Negligence and Negligent Misrepresentation
The court dismissed the claims for negligence and negligent misrepresentation based on the preemption established by New York's Martin Act. The Martin Act restricts private individuals from pursuing claims related to securities fraud, thereby reserving enforcement authority exclusively for the Attorney General. This legal framework was supported by previous case law, which established that allowing private claims for negligent misrepresentation arising from securities transactions would undermine the Martin Act's enforcement scheme. The court noted that while some cases had suggested otherwise, the overwhelming consensus in New York's legal landscape favored preemption.
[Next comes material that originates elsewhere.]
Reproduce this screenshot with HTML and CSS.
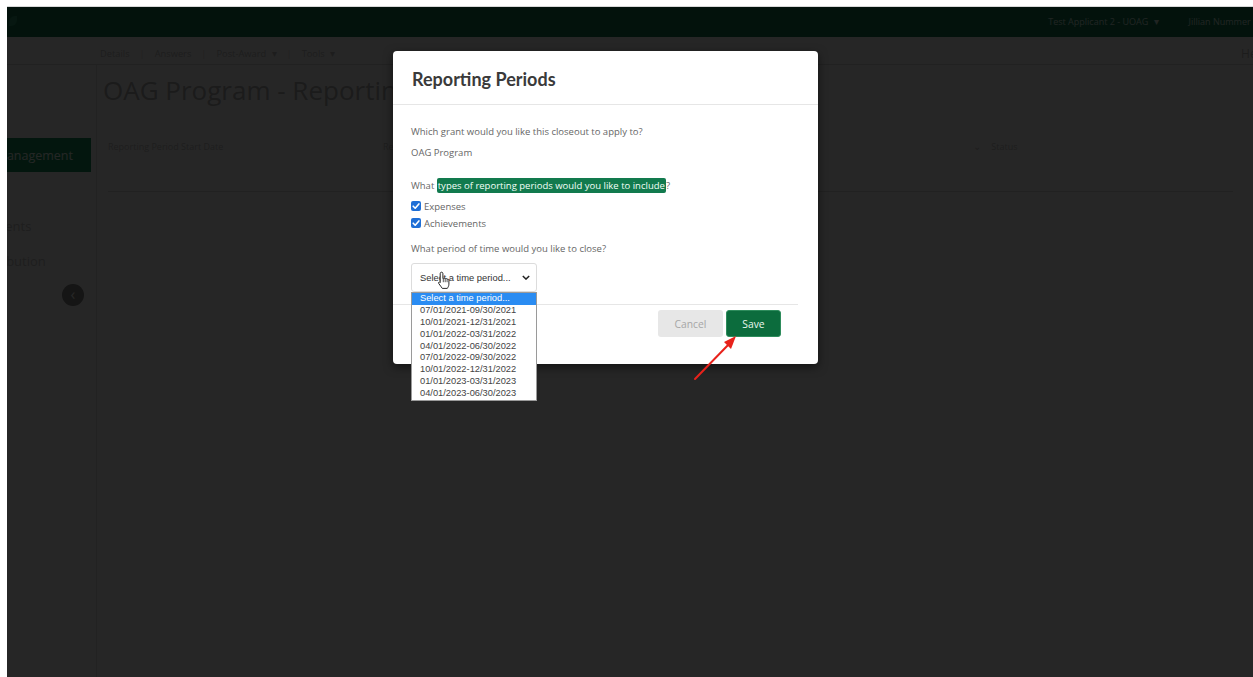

As a result, Berk's claims for negligence and negligent misrepresentation were dismissed, as they fell within the scope of the Martin Act's provisions.
Conclusion
In conclusion, the court ruled in favor of the plaintiff regarding his standing and the viability of his federal securities fraud and common law fraud claims. The court found that Berk adequately demonstrated the necessary elements for both claims, allowing them to proceed in the litigation. Conversely, the court dismissed the negligence and negligent misrepresentation claims due to the preemptive effect of the Martin Act. Overall, the decision highlighted the complexities involved in securities litigation, particularly concerning standing, reliance, and the implications of state laws on private claims. The court's thorough analysis provided clarity on the legal standards governing securities fraud cases and reinforced the importance of adhering to statutory regulations in such matters.